Arizona Attorney General Grant Woods already has published a list of more than 200 words and phrases that should or should not be used in advertising copy in his state. "Christian," "couples only," "parish," "Caucasian," and "nanny's room" are among words deemed unacceptable because they indicate exclusion of people based on race, religion, gender, ethnicity or familial status.

Mr. Woods, recently named chairman of the National Association of Attorneys General's Civil Rights Committee, plans to work with his colleagues from around the nation to beef up enforcement of the Fair Housing Act. He recently warned home builders that state attorney generals could take them to court if their display ads don't picture diverse ethnic groups.

"There is going to be a very aggressive agenda in the area of civil rights," he said. "One of our goals will be to see that all the states begin looking at the patterns of housing advertising and make sure they don't break the fair housing law."

Such lists are a cause of concern for Rhonda Daniels, attorney for the National Association of Home Builders, Washington.

"We are concerned with the lists of phrases being circulated as being inappropriate when in fact there is no basis of law for the refusal of them," she said. "There is no information that there is a problem with some of these words from [the U.S. Housing & Urban Development Department's] standpoint. We will be asking HUD for a clarification."

"Nobody has to go by it but they know that if they don't they might have problems. They are just taking a risk," Mr. Woods said.

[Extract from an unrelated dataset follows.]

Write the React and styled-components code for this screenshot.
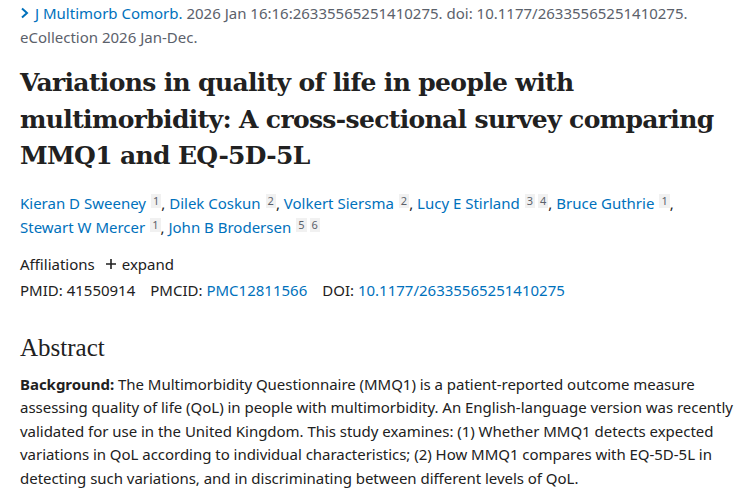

Nationally, real estate ads accounted for $661.5 million in spending last year, according to Competitive Media Reporting.

In Arizona, Mr. Woods' office recently completed a six-month, HUD-funded review of home builder display advertising and classified rental ads from the past three years. The $231,900 probe turned up "rampant" violations of the Fair Housing Act, Mr. Woods said. Suits for non-compliance will be filed beginning this fall.

Most of the violations were found in classified ads; problems occur when an ad seems to describe a preference for a specific type of renter.

But Mr. Woods said there were enough problems with new-home ads to warrant putting the home building industry and its representatives on notice.